Now I take you very seriously, so if you say flukiness is an important variable, I’m listening. The distinction you may be looking for is flukiness of the accomplishment per se, not flukiness for the player. I give full credit to Denny McLain (and not for his record of longest jail sentence by an ex-major leaguer). I even give credit to Dale Long. His record suffers from the defects of all streak records, but it wouldn’t be more interesting if he hit in seven straight games a few times, too.

I think we need a good conceptual framework here.

Alex Reisner on September 30, 2010 19:23

OK, so I think I was a little careless with my choice of words. I don't want to turn this into a semantic discussion, but let me try to clear some things up.

1. First I say that some unbreakable records (like 511 wins) are uninteresting because they're from a different era.
2. Then I say feats are uninteresting because they require more luck than skill and hence are no fun to speculate about.
3. Then I say streaks are a little more "credible" than feats because they are less dependent on luck.

So we have a few things here, which I may have conflated:

* breakability
* interest
* credibility

"Breakability" is pretty straightforward. I think we all understand that one. By "credibility" I'm talking about how much I think the player "deserves" to be a record-holder. To me this is directly related to the amount of luck inherent in his achievement. Whether a record is "interesting" is a complicated and, I think, subjective question that I didn't mean to raise, although I clearly did (I intended to have an interesting *discussion* about unbreakable records).

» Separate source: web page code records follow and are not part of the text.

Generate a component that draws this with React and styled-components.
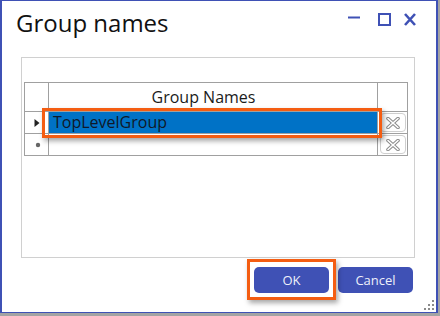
import styled, { createGlobalStyle } from 'styled-components'

const GlobalStyle = createGlobalStyle`
	html, body {
		margin: 0;
		padding: 0;
		background: #a3a3a3;
		font-family: 'Open Sans', 'Noto Sans', sans-serif;
	}
	* {
		box-sizing: border-box;
	}
`

const Window = styled.div`
	position: relative;
	width: 438px;
	height: 313px;
	background: #fff;
	border-style: solid;
	border-color: #3f51b5;
	border-width: 1px 2px;
	display: flex;
	flex-direction: column;
`

const TitleBar = styled.div`
	display: flex;
	justify-content: space-between;
	align-items: flex-start;
	padding: 7px 20px 0 14px;
`

const Title = styled.h1`
	margin: 0;
	font-size: 24px;
	line-height: 30px;
	font-weight: 400;
	color: #111;
`

const Controls = styled.div`
	display: flex;
	margin-top: 5px;
`

const CtrlIcon = styled.svg`
	display: block;
	margin-right: ${(p) => p.$gap || 0}px;
`

const Panel = styled.div`
	margin: 19px 0 0 19px;
	width: 394px;
	height: 201px;
	border: 1px solid #d0d0d0;
	padding: 24px 6px 0 2px;
`

const Grid = styled.div`
	display: grid;
	grid-template-columns: 24px 329px 30px;
	grid-template-rows: 29px 22px 22px;
	width: 384px;
	border-top: 1px solid #a0a0a0;
	border-left: 1px solid #a0a0a0;
`

const Cell = styled.div`
	position: relative;
	border-right: 1px solid #a0a0a0;
	border-bottom: 1px solid #a0a0a0;
	background: #fff;
	display: flex;
	align-items: center;
	justify-content: center;
`

const HeaderCell = styled(Cell)`
	font-size: 16px;
	line-height: 28px;
	color: #1a1a1a;
	padding-right: 19px;
`

const ValueCell = styled(Cell)`
	justify-content: flex-start;
	padding-left: 4px;
	font-size: 16px;
	line-height: 21px;
	color: #101828;
	background: ${(p) => (p.$selected ? '#0072c6' : '#fff')};
`

const DeleteButton = styled.button`
	width: 26px;
	height: 19px;
	margin: 1px 0 0 1px;
	align-self: flex-start;
	padding: 0;
	border: 1px solid #cfcfcf;
	border-radius: 4px;
	background: #fff;
	display: flex;
	align-items: center;
	justify-content: center;
`

const Highlight = styled.div`
	position: absolute;
	left: ${(p) => p.$l}px;
	top: ${(p) => p.$t}px;
	right: ${(p) => p.$r}px;
	bottom: ${(p) => p.$b}px;
	border: 3px solid #f45d12;
	box-shadow: 2px 3px 5px rgba(0, 0, 0, 0.35);
	pointer-events: none;
	z-index: 2;
`

const Footer = styled.div`
	display: flex;
	justify-content: flex-end;
	gap: 9px;
	margin-top: 9px;
	padding-right: 23px;
`

const ActionButton = styled.button`
	position: relative;
	width: 75px;
	height: 26px;
	border: none;
	border-radius: 5px;
	background: #3f51b5;
	color: #eef0fa;
	font-family: 'Open Sans', 'Noto Sans', sans-serif;
	font-size: 13px;
	padding: 0;
`

const Grip = styled.svg`
	position: absolute;
	right: 1px;
	bottom: 1px;
`

const XGlyph = () => (
	<svg width='14' height='12' viewBox='0 0 14 12'>
		<path d='M2 1.5 L12 10.5 M12 1.5 L2 10.5' stroke='#8a8a8a' strokeWidth='3.6' strokeLinecap='round' />
		<path d='M2 1.5 L12 10.5 M12 1.5 L2 10.5' stroke='#fff' strokeWidth='1.6' strokeLinecap='round' />
	</svg>
)

export default function App() {
	return (
		<>
			<GlobalStyle />
			<Window>
				<TitleBar>
					<Title>Group names</Title>
					<Controls>
						<CtrlIcon width='12' height='13' viewBox='0 0 12 13' $gap={18}>
							<path d='M0 4.5 H12' stroke='#3f51b5' strokeWidth='2' />
						</CtrlIcon>
						<CtrlIcon width='13' height='13' viewBox='0 0 13 13' $gap={13}>
							<rect x='1' y='1' width='11' height='11' fill='none' stroke='#3f51b5' strokeWidth='2' />
						</CtrlIcon>
						<CtrlIcon width='12' height='13' viewBox='0 0 12 13'>
							<path d='M1 1 L11 12 M11 1 L1 12' stroke='#3f51b5' strokeWidth='2.6' />
						</CtrlIcon>
					</Controls>
				</TitleBar>

				<Panel>
					<Grid>
						<HeaderCell />
						<HeaderCell>Group Names</HeaderCell>
						<HeaderCell />

						<Cell>
							<svg width='6' height='8' viewBox='0 0 6 8'>
								<path d='M0.5 0 L5.5 4 L0.5 8 Z' fill='#222' />
							</svg>
						</Cell>
						<ValueCell $selected>
							TopLevelGroup
							<Highlight $l={-7} $t={-4} $r={-5} $b={-5} />
						</ValueCell>
						<Cell>
							<DeleteButton>
								<XGlyph />
							</DeleteButton>
						</Cell>

						<Cell>
							<svg width='6' height='6' viewBox='0 0 6 6' style={{ marginLeft: 3 }}>
								<circle cx='3' cy='3' r='2.2' fill='#666' />
							</svg>
						</Cell>
						<ValueCell />
						<Cell>
							<DeleteButton>
								<XGlyph />
							</DeleteButton>
						</Cell>
					</Grid>
				</Panel>

				<Footer>
					<ActionButton>
						OK
						<Highlight $l={-7} $t={-8} $r={-7} $b={-7} />
					</ActionButton>
					<ActionButton>Cancel</ActionButton>
				</Footer>

				<Grip width='12' height='12' viewBox='0 0 12 12'>
					<rect x='9' y='1' width='2' height='2' fill='#8a8a8a' />
					<rect x='5' y='5' width='2' height='2' fill='#8a8a8a' />
					<rect x='9' y='5' width='2' height='2' fill='#8a8a8a' />
					<rect x='1' y='9' width='2' height='2' fill='#8a8a8a' />
					<rect x='5' y='9' width='2' height='2' fill='#8a8a8a' />
					<rect x='9' y='9' width='2' height='2' fill='#8a8a8a' />
				</Grip>
			</Window>
		</>
	)
}
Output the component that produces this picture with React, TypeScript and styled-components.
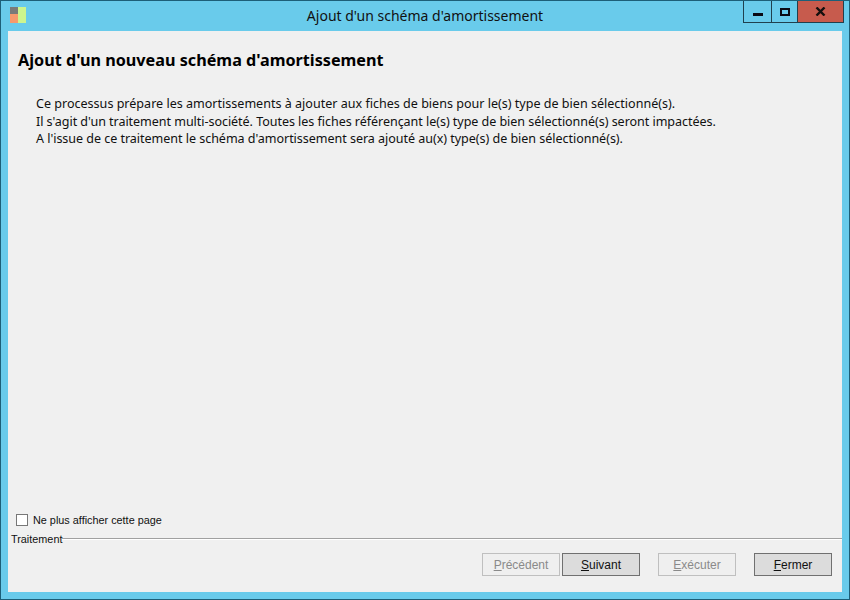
import React from 'react'
import styled, { createGlobalStyle } from 'styled-components'

const GlobalStyle = createGlobalStyle`
  html, body {
    margin: 0;
    padding: 0;
    background: #69cbeb;
  }
  body {
    font-family: "Noto Sans", "DejaVu Sans", sans-serif;
  }
`

const AppIcon = () => (
  <svg width="16" height="16" viewBox="0 0 16 16">
    <rect x="0" y="0" width="8" height="7" fill="#7a7a78" />
    <rect x="0" y="7" width="8" height="9" fill="#f79a6c" />
    <rect x="8" y="0" width="8" height="16" fill="#cdf58e" />
  </svg>
)

const CloseGlyph = () => (
  <svg width="11" height="9" viewBox="0 0 11 9">
    <path d="M1.5 0.5 L9.5 8.5 M9.5 0.5 L1.5 8.5" stroke="#14100e" strokeWidth="2.4" fill="none" />
  </svg>
)

export default function App() {
  return (
    <Frame>
      <GlobalStyle />
      <TitleBar>
        <IconSlot>
          <AppIcon />
        </IconSlot>
        <Title>Ajout d'un schéma d'amortissement</Title>
        <WindowButtons>
          <WinButton $width={27}>
            <MinGlyph />
          </WinButton>
          <WinButton $width={25}>
            <MaxGlyph />
          </WinButton>
          <CloseButton>
            <CloseGlyph />
          </CloseButton>
        </WindowButtons>
      </TitleBar>
      <Client>
        <Content>
          <Heading>Ajout d'un nouveau schéma d'amortissement</Heading>
          <Description>
            <Line>Ce processus prépare les amortissements à ajouter aux fiches de biens pour le(s) type de bien sélectionné(s).</Line>
            <Line $tracking={-0.05}>Il s'agit d'un traitement multi-société. Toutes les fiches référençant le(s) type de bien sélectionné(s) seront impactées.</Line>
            <Line $tracking={-0.04}>A l'issue de ce traitement le schéma d'amortissement sera ajouté au(x) type(s) de bien sélectionné(s).</Line>
          </Description>
        </Content>
        <CheckRow>
          <CheckBox />
          <span>Ne plus afficher cette page</span>
        </CheckRow>
        <GroupHeader>
          <GroupLabel>Traitement</GroupLabel>
          <GroupLine />
        </GroupHeader>
        <Footer>
          <ActionButton disabled><u>P</u>récédent</ActionButton>
          <ActionButton><u>S</u>uivant</ActionButton>
          <SpacedButton disabled><u>E</u>xécuter</SpacedButton>
          <SpacedButton><u>F</u>ermer</SpacedButton>
        </Footer>
      </Client>
    </Frame>
  )
}

const Frame = styled.div`
  width: 850px;
  height: 600px;
  box-sizing: border-box;
  background: #69cbeb;
  border: 1px solid #1d5f78;
  padding: 0 7px 7px 7px;
  display: flex;
  flex-direction: column;
  overflow: hidden;
`
const TitleBar = styled.header`
  height: 30px;
  flex: none;
  display: flex;
  position: relative;
  align-items: flex-start;
`
const IconSlot = styled.div`
  display: flex;
  margin: 6px 0 0 2px;
`
const Title = styled.div`
  position: absolute;
  left: 0;
  right: 0;
  top: 5px;
  text-align: center;
  font-size: 14px;
  line-height: 20px;
  color: #111;
`
const WindowButtons = styled.div`
  position: absolute;
  top: 0;
  right: -2px;
  display: flex;
  height: 21px;
  border: 1px solid #20404e;
  border-top: none;
`
const WinButton = styled.div<{ $width: number }>`
  width: ${p => p.$width}px;
  display: flex;
  align-items: center;
  justify-content: center;
  border-right: 1px solid #20404e;
`
const MinGlyph = styled.div`
  width: 10px;
  height: 3px;
  background: #0a0a14;
  margin-top: 5px;
`
const MaxGlyph = styled.div`
  width: 6px;
  height: 4px;
  border: 2px solid #0a0a14;
`
const CloseButton = styled.div`
  width: 45px;
  background: #c75b4d;
  display: flex;
  align-items: center;
  justify-content: center;
`
const Client = styled.main`
  flex: 1;
  min-height: 0;
  background: #f0f0f0;
  display: flex;
  flex-direction: column;
`
const Content = styled.section`
  flex: 1;
  padding: 18px 10px 0;
`
const Heading = styled.h1`
  margin: 0;
  font-size: 16.2px;
  line-height: 22px;
  font-weight: 700;
  color: #000;
`
const Description = styled.div`
  margin: 24px 0 0 18px;
  font-size: 12.55px;
  line-height: 17.5px;
  color: #111;
`
const Line = styled.p<{ $tracking?: number }>`
  margin: 0;
  letter-spacing: ${p => p.$tracking ?? 0}px;
`
const CheckRow = styled.label`
  display: flex;
  align-items: center;
  gap: 5px;
  margin-left: 8px;
  height: 16px;
  margin-bottom: 1px;
  font-family: "Liberation Sans", Arial, sans-serif;
  font-size: 10.85px;
  color: #111;
`
const CheckBox = styled.span`
  width: 10px;
  height: 10px;
  background: #fff;
  border: 1px solid #777;
`
const GroupHeader = styled.div`
  display: flex;
  align-items: center;
  margin: 3px 0 0 3px;
  height: 14px;
  font-family: "Liberation Sans", Arial, sans-serif;
  font-size: 10.85px;
  color: #111;
`
const GroupLabel = styled.span`
  margin-top: -1px;
`
const GroupLine = styled.div`
  flex: 1;
  height: 1px;
  background: #a0a0a0;
  box-shadow: 0 1px 0 #fff;
  margin-bottom: 1px;
`
const Footer = styled.footer`
  display: flex;
  justify-content: flex-end;
  gap: 2px;
  padding: 7px 10px 16px 0;
`
const ActionButton = styled.button`
  width: 78px;
  height: 23px;
  padding: 0;
  box-sizing: border-box;
  font-family: "Liberation Sans", Arial, sans-serif;
  font-size: 12px;
  color: #111;
  background: #dcdcdc;
  border: 1px solid #707070;
  &:disabled {
    color: #8a8a8a;
    background: #efefef;
    border-color: #bfbfbf;
  }
`
const SpacedButton = styled(ActionButton)`
  margin-left: 16px;
`
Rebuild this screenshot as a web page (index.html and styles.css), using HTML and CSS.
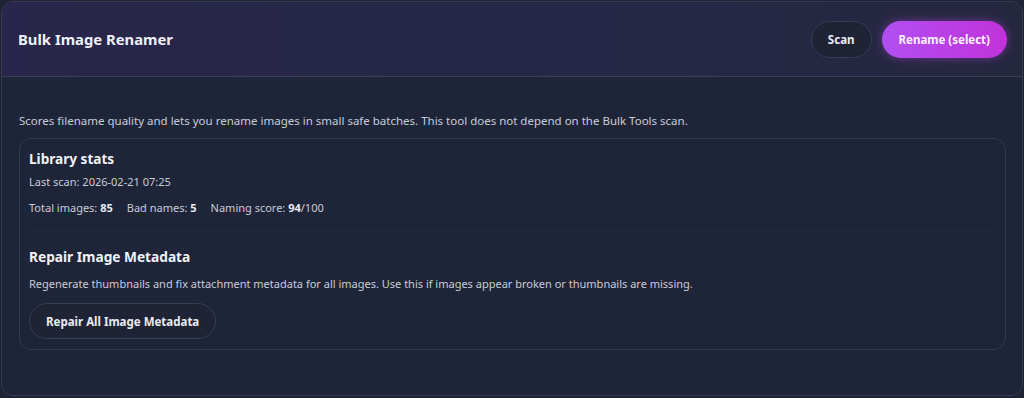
FILE: index.html
```html
<!DOCTYPE html>
<html lang="en">
<head>
<meta charset="utf-8">
<title>Bulk Image Renamer</title>
<link rel="stylesheet" href="styles.css">
</head>
<body>
<div class="panel">
  <header class="head">
    <h1 class="title">Bulk Image Renamer</h1>
    <div class="actions">
      <button class="btn btn-ghost">Scan</button>
      <button class="btn btn-primary">Rename (select)</button>
    </div>
  </header>
  <main class="body">
    <p class="intro">Scores filename quality and lets you rename images in small safe batches. This tool does not depend on the Bulk Tools scan.</p>
    <section class="card">
      <div class="block">
        <h2 class="subtitle">Library stats</h2>
        <p class="line">Last scan: 2026-02-21 07:25</p>
        <p class="line stats"><span>Total images: <b>85</b></span><span>Bad names: <b>5</b></span><span>Naming score: <b>94</b>/100</span></p>
      </div>
      <div class="block block-sep">
        <h2 class="subtitle">Repair Image Metadata</h2>
        <p class="line">Regenerate thumbnails and fix attachment metadata for all images. Use this if images appear broken or thumbnails are missing.</p>
        <button class="btn btn-ghost btn-repair">Repair All Image Metadata</button>
      </div>
    </section>
  </main>
</div>
</body>
</html>
```

FILE: styles.css
```css
* { box-sizing: border-box; }
html, body { margin: 0; padding: 0; background: #1e2436; }
body {
  font-family: "Noto Sans", "Open Sans", sans-serif;
  color: #e6e8f0;
  padding: 1px 1px 2px 1px;
  height: 398px;
}
.panel {
  height: 395px;
  border: 1px solid #333a52;
  border-radius: 12px;
  background: #1f2538;
  overflow: hidden;
}
.head {
  height: 75px;
  display: flex;
  align-items: center;
  justify-content: space-between;
  padding: 0 15px 0 16px;
  background: linear-gradient(90deg, #28264a 0%, #262847 60%, #25273f 100%);
  border-bottom: 1px solid #3a3f58;
}
.title {
  margin: 0;
  font-size: 14.8px;
  font-weight: 700;
  color: #eef0f8;
}
.actions { display: flex; gap: 10px; }
.btn {
  font-family: inherit;
  font-size: 11.5px;
  font-weight: 700;
  height: 37px;
  border-radius: 19px;
  padding: 0 16px;
  cursor: pointer;
}
.btn-ghost {
  background: #1e2436;
  border: 1px solid #363d55;
  color: #e9ebf3;
}
.btn-primary {
  background: linear-gradient(90deg, #b14ff2 0%, #c132d9 100%);
  border: none;
  color: #fbefff;
  padding: 0 17px;
  box-shadow: 0 0 10px rgba(190, 70, 240, 0.45);
}
.body { padding: 36px 16px 0 17px; }
.intro {
  margin: 0 0 10px 0;
  font-size: 11.5px;
  color: #c8ccda;
}
.card {
  border: 1px solid #323a50;
  border-radius: 12px;
  padding: 10px 9px 10px 9px;
  background: #1f2538;
}
.block-sep {
  margin-top: 15px;
  padding-top: 16px;
  border-top: 1px solid #252c41;
}
.subtitle {
  margin: 0 0 6px 0;
  font-size: 13.6px;
  font-weight: 700;
  color: #f0f2f8;
}
.block-sep .subtitle { margin-bottom: 10px; font-size: 13.7px; }
.line {
  margin: 0 0 11px 0;
  font-size: 11px;
  color: #c8ccda;
}
.block-sep .line { margin-bottom: 12px; }
.line b { color: #e8eaf2; font-weight: 700; }
.stats span { margin-right: 14px; }
.btn-repair { margin-top: 0; height: 36px; padding: 0 16px; }
```
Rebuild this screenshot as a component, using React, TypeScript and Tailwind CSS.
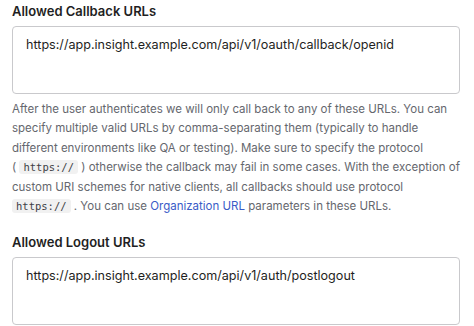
const code = "rounded-[3px] bg-[#f1f1f1] px-[4px] py-[1px] font-['DejaVu_Sans_Mono',monospace] text-[10.5px] leading-[14px] text-[#3f3f46]";

function UrlField({ label, value }: { label: string; value: string }) {
  return (
    <div>
      <div className="text-[13px] font-semibold leading-[20px] text-[#1f1f23]">{label}</div>
      <div className="mt-[5px] h-[68px] rounded-[4px] border border-[#c9c9cc] px-[13px] pt-[8px] text-[12.6px] leading-[20px] text-[#1f1f23]">
        {value}
      </div>
    </div>
  );
}

export default function App() {
  return (
    <div className="h-[326px] w-[474px] overflow-hidden bg-white pl-[12px] pr-[14px] pt-[1px] font-['Inter',sans-serif]">
      <UrlField label="Allowed Callback URLs" value="https://app.insight.example.com/api/v1/oauth/callback/openid" />
      <p className="mt-[6px] text-[11.5px] leading-[19.4px] text-[#65676e]">
        After the user authenticates we will only call back to any of these URLs. You can specify multiple valid URLs by
        comma-separating them (typically to handle different environments like QA or testing). Make sure to specify the
        protocol (&nbsp;<span className={code}>https://</span>&nbsp;) otherwise the callback may fail in some cases. With
        the exception of custom URI schemes for native clients, all callbacks should use protocol{" "}
        <span className={code}>https://</span>&nbsp;. You can use{" "}
        <a className="text-[#3a5bc7]">Organization URL</a> parameters in these URLs.
      </p>
      <div className="mt-[16px]">
        <UrlField label="Allowed Logout URLs" value="https://app.insight.example.com/api/v1/auth/postlogout" />
      </div>
    </div>
  );
}
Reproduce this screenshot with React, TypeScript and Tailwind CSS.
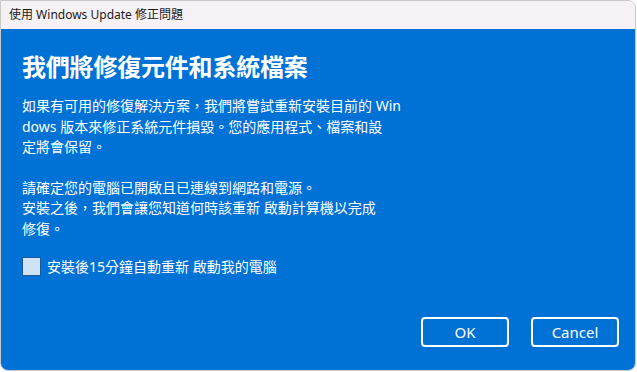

Things that make a record is interesting to me:

* The circumstances in which it was set, including the liveliness of the baseball that year, the height of the mound, the average number of starts for a pitcher, the equipment used, and a lot more, including the player himself. I think, for example, Bonds' 73 HR record is interesting because of the circumstances surrounding it. There's a lot to talk about.

* You can speculate about who will break them. Feats and other fluky records are usually less interesting to speculate about because anyone who gets lucky can break them. I suppose Prince Fielder is more likely to hit two grand slams in an inning than David Eckstein, but we're talking about a difference in odds of maybe one-in-a-gazillion to one-in-a-gazillion-plus-one.

I guess I don't understand how you can separate the record from the player. The 73 HR record exists because Barry Bonds set it. The career hits record exists because Pete Rose set it. I guess I'm accustomed to seeing records as stories. How is a record interesting in baseball or numerical terms alone?